## [Your task]
Copy each line that has the string "components" somewhere in it.

>>

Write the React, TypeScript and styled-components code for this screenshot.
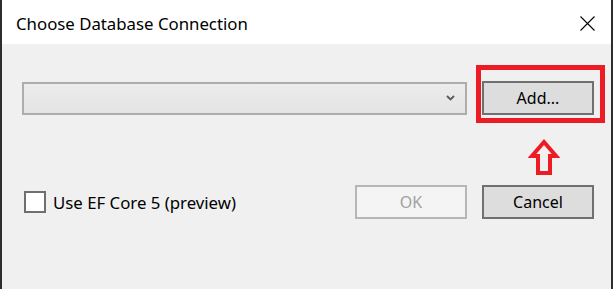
import React from 'react';
import styled, {createGlobalStyle} from 'styled-components';

const GlobalStyle = createGlobalStyle`
  html, body {
    margin: 0;
    padding: 0;
    background: #f0f0f0;
  }

  body {
    font-family: "Noto Sans", "Open Sans", sans-serif;
    color: #000;
  }
`;

const StyledWindow = styled.div`
  width: 613px;
  height: 289px;
  box-sizing: border-box;
  border-left: 2px solid #2b2d31;
  border-right: 2px solid #2b2d31;
  background: #f0f0f0;
  display: flex;
  flex-direction: column;
  overflow: hidden;
`;

const TitleBar = styled.div`
  height: 44px;
  flex: none;
  background: #fff;
  display: flex;
  align-items: center;
  justify-content: space-between;
  padding: 2px 16px 0 14px;
  box-sizing: border-box;

  .title {
    font-size: 16.8px;
  }

  svg {
    display: block;
    margin-top: 1px;
  }
`;

const Body = styled.div`
  padding: 37px 17px 0 20px;
  display: flex;
  flex-direction: column;
`;

const Row = styled.div<{$gap?: number}>`
  display: flex;
  align-items: center;
  gap: 15px;
  margin-top: ${({$gap}) => $gap || 0}px;
`;

const Combo = styled.div`
  flex: 1;
  height: 33px;
  box-sizing: border-box;
  border: 2px solid #adadad;
  background: linear-gradient(#ececec, #e4e4e4);
  display: flex;
  align-items: center;
  justify-content: flex-end;
  padding-right: 10px;

  svg {
    display: block;
  }
`;

const Button = styled.button<{$disabled?: boolean}>`
  width: 112px;
  height: 34px;
  box-sizing: border-box;
  margin: 0;
  padding: 0;
  font-family: inherit;
  font-size: 16px;
  border: 2px solid ${({$disabled}) => ($disabled ? '#b4b7b9' : '#707070')};
  background: ${({$disabled}) => ($disabled ? '#f4f4f4' : '#dddddd')};
  color: ${({$disabled}) => ($disabled ? '#a0a0a0' : '#000')};
`;

const Highlighted = styled.div`
  position: relative;
  flex: none;

  .frame {
    position: absolute;
    left: -6px;
    top: -16px;
    width: 129px;
    height: 58px;
    box-sizing: border-box;
    border: 5px solid #ed1c24;
    pointer-events: none;
  }

  .arrow {
    position: absolute;
    left: 46px;
    top: 56px;
  }
`;

const CheckLabel = styled.label`
  display: flex;
  align-items: center;
  gap: 7px;
  margin-left: 2px;
  font-size: 16.8px;
  flex: 1;

  .box {
    width: 22px;
    height: 22px;
    box-sizing: border-box;
    border: 2px solid #6f6f6f;
    background: #fff;
  }
`;

const App: React.FC = () => (
  <StyledWindow>
    <GlobalStyle />
    <TitleBar>
      <span className="title">Choose Database Connection</span>
      <svg width="15" height="15" viewBox="0 0 15 15">
        <path d="M0.5 0.5 L14.5 14.5 M14.5 0.5 L0.5 14.5" stroke="#000" strokeWidth="1.1" fill="none" />
      </svg>
    </TitleBar>
    <Body>
      <Row>
        <Combo>
          <svg width="9" height="6" viewBox="0 0 9 6">
            <path d="M1 1 L4.5 4.5 L8 1" stroke="#5a5a5a" strokeWidth="1.8" fill="none" />
          </svg>
        </Combo>
        <Highlighted>
          <Button>Add...</Button>
          <div className="frame" />
          <svg className="arrow" width="32" height="40" viewBox="0 0 32 40">
            <polygon
              points="16,5 28,19 22,19 22,36 10,36 10,19 4,19"
              fill="none"
              stroke="#ed1c24"
              strokeWidth="4"
              strokeLinejoin="miter"
            />
          </svg>
        </Highlighted>
      </Row>
      <Row $gap={70}>
        <CheckLabel>
          <span className="box" />
          <span>Use EF Core 5 (preview)</span>
        </CheckLabel>
        <Button $disabled>OK</Button>
        <Button>Cancel</Button>
      </Row>
    </Body>
  </StyledWindow>
);

export default App;
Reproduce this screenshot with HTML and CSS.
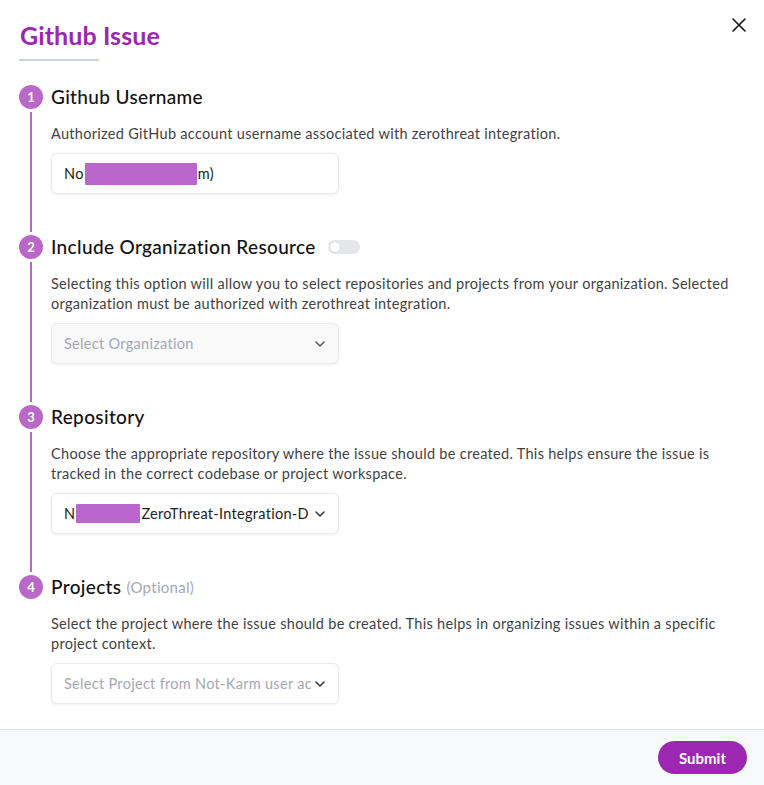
FILE: index.html
```html
<!DOCTYPE html>
<html lang="en">
<head>
<meta charset="utf-8">
<title>Github Issue</title>
<link rel="stylesheet" href="styles.css">
</head>
<body>
<div class="modal">
  <div class="modal-body">
    <div class="header">
      <h1 class="title">Github Issue</h1>
      <button class="close" aria-label="Close">
        <svg width="16" height="16" viewBox="0 0 16 16"><path d="M2 2L14 14M14 2L2 14" stroke="#111" stroke-width="1.6" stroke-linecap="round"/></svg>
      </button>
    </div>
    <div class="title-rule"></div>

    <div class="steps">
      <div class="step">
        <div class="marker"><span class="num">1</span><span class="line"></span></div>
        <div class="content">
          <h2 class="step-title">Github Username</h2>
          <p class="desc">Authorized GitHub account username associated with zerothreat integration.</p>
          <div class="field"><span>No</span><span class="redact r1"></span><span>m)</span></div>
        </div>
      </div>

      <div class="step">
        <div class="marker"><span class="num">2</span><span class="line"></span></div>
        <div class="content">
          <h2 class="step-title">Include Organization Resource <span class="toggle"><span class="knob"></span></span></h2>
          <p class="desc">Selecting this option will allow you to select repositories and projects from your organization. Selected organization must be authorized with zerothreat integration.</p>
          <div class="field select disabled"><span class="placeholder">Select Organization</span><svg class="chev" width="10" height="6" viewBox="0 0 10 6"><path d="M1 1L5 5L9 1" fill="none" stroke="#555" stroke-width="1.5" stroke-linecap="round" stroke-linejoin="round"/></svg></div>
        </div>
      </div>

      <div class="step">
        <div class="marker"><span class="num">3</span><span class="line"></span></div>
        <div class="content">
          <h2 class="step-title">Repository</h2>
          <p class="desc">Choose the appropriate repository where the issue should be created. This helps ensure the issue is tracked in the correct codebase or project workspace.</p>
          <div class="field select"><span class="val"><span>N</span><span class="redact r2"></span><span>ZeroThreat-Integration-D</span></span><svg class="chev" width="10" height="6" viewBox="0 0 10 6"><path d="M1 1L5 5L9 1" fill="none" stroke="#333" stroke-width="1.5" stroke-linecap="round" stroke-linejoin="round"/></svg></div>
        </div>
      </div>

      <div class="step last">
        <div class="marker"><span class="num">4</span></div>
        <div class="content">
          <h2 class="step-title">Projects <span class="optional">(Optional)</span></h2>
          <p class="desc">Select the project where the issue should be created. This helps in organizing issues within a specific project context.</p>
          <div class="field select"><span class="placeholder val">Select Project from Not-Karm user ac</span><svg class="chev" width="10" height="6" viewBox="0 0 10 6"><path d="M1 1L5 5L9 1" fill="none" stroke="#333" stroke-width="1.5" stroke-linecap="round" stroke-linejoin="round"/></svg></div>
        </div>
      </div>
    </div>
  </div>
  <div class="footer">
    <button class="submit">Submit</button>
  </div>
</div>
</body>
</html>
```

FILE: styles.css
```css
* { box-sizing: border-box; }
html, body { margin: 0; padding: 0; }
body {
  font-family: "Lato", "Noto Sans", sans-serif;
  color: #111;
  background: #fff;
  width: 764px;
  height: 785px;
  overflow: hidden;
}
.modal {
  display: flex;
  flex-direction: column;
  height: 785px;
}
.modal-body {
  flex: 1;
  padding: 20px 18px 0 19px;
}
.header {
  display: flex;
  justify-content: space-between;
  align-items: flex-start;
}
.title {
  margin: 0 0 0 1px;
  font-size: 25px;
  line-height: 30px;
  font-weight: 700;
  color: #9c27b0;
  letter-spacing: 0.1px;
}
.close {
  border: 0;
  background: none;
  padding: 0;
  margin: -3px -1px 0 0;
  width: 16px;
  height: 16px;
  cursor: pointer;
}
.title-rule {
  width: 80px;
  height: 2px;
  background: #c9d3e0;
  margin-top: 9px;
}
.steps {
  margin-top: 24px;
}
.step {
  display: flex;
  gap: 8px;
}
.marker {
  width: 24px;
  display: flex;
  flex-direction: column;
  align-items: center;
  flex-shrink: 0;
}
.num {
  width: 24px;
  height: 24px;
  border-radius: 50%;
  background: #ba68c8;
  color: #fff;
  font-size: 13px;
  font-weight: 700;
  display: flex;
  align-items: center;
  justify-content: center;
  flex-shrink: 0;
}
.line {
  flex: 1;
  width: 2px;
  background: #ba68c8;
  margin: 3px 0 3px;
}
.content {
  flex: 1;
  padding-bottom: 41px;
}
.step.last .content { padding-bottom: 0; }
.step-title {
  margin: 0;
  font-size: 19px;
  line-height: 24px;
  font-weight: 500;
  letter-spacing: 0.35px;
  display: flex;
  align-items: center;
  gap: 5px;
}
.optional {
  font-size: 15px;
  color: #a4a7b3;
  font-weight: 400;
  letter-spacing: 0.3px;
}
.toggle {
  width: 32px;
  height: 14px;
  border-radius: 7px;
  background: #e4e6ea;
  margin-left: 7px;
  display: flex;
  align-items: center;
  padding-left: 2px;
}
.knob {
  width: 10px;
  height: 10px;
  border-radius: 50%;
  background: #fff;
  box-shadow: 0 0 1px rgba(0,0,0,0.2);
}
.desc {
  margin: 15px 0 9px;
  font-size: 14.5px;
  line-height: 20px;
  letter-spacing: 0.3px;
  color: #3f3f46;
  padding-right: 0;
}
.field {
  width: 288px;
  height: 41px;
  border: 1px solid #e9eaee;
  border-radius: 6px;
  box-shadow: 0 1px 3px rgba(0,0,0,0.07);
  background: #fff;
  display: flex;
  align-items: center;
  padding: 0 12px;
  font-size: 14.5px;
  letter-spacing: 0.3px;
  color: #222;
}
.field.select {
  justify-content: space-between;
  padding-right: 13px;
}
.field.disabled { background: #f9f9fa; }
.placeholder { color: #a3a7b4; }
.val {
  display: flex;
  align-items: center;
  white-space: nowrap;
  overflow: hidden;
}
.redact {
  display: inline-block;
  background: #bb66cc;
  border-radius: 1px;
}
.r1 { width: 112px; height: 22px; margin: 0 1px 0 1px; }
.r2 { width: 64px; height: 19px; margin: 0 1px; }
.chev { flex-shrink: 0; margin-left: 4px; }
.footer {
  height: 56px;
  border-top: 1px solid #e3e4e8;
  background: #f8f9fa;
  display: flex;
  align-items: center;
  justify-content: flex-end;
  padding-right: 17px;
}
.submit {
  border: 0;
  background: #9c27b0;
  color: #fff;
  font-family: inherit;
  font-size: 15px;
  font-weight: 700;
  height: 33px;
  width: 89px;
  border-radius: 17px;
  cursor: pointer;
}
```
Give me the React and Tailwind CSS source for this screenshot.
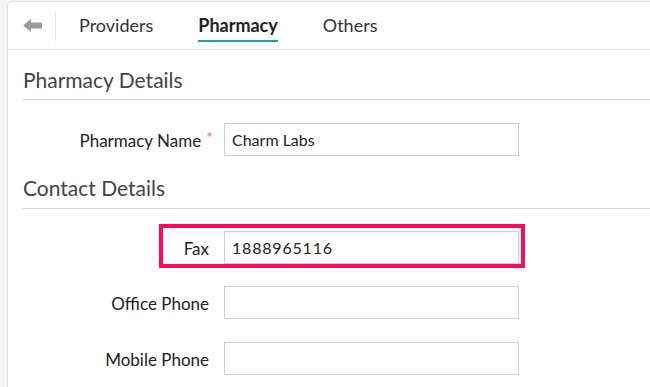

<<

## [Correct output]
Write the React, TypeScript and styled-components code for this screenshot.
import styled, {createGlobalStyle} from 'styled-components';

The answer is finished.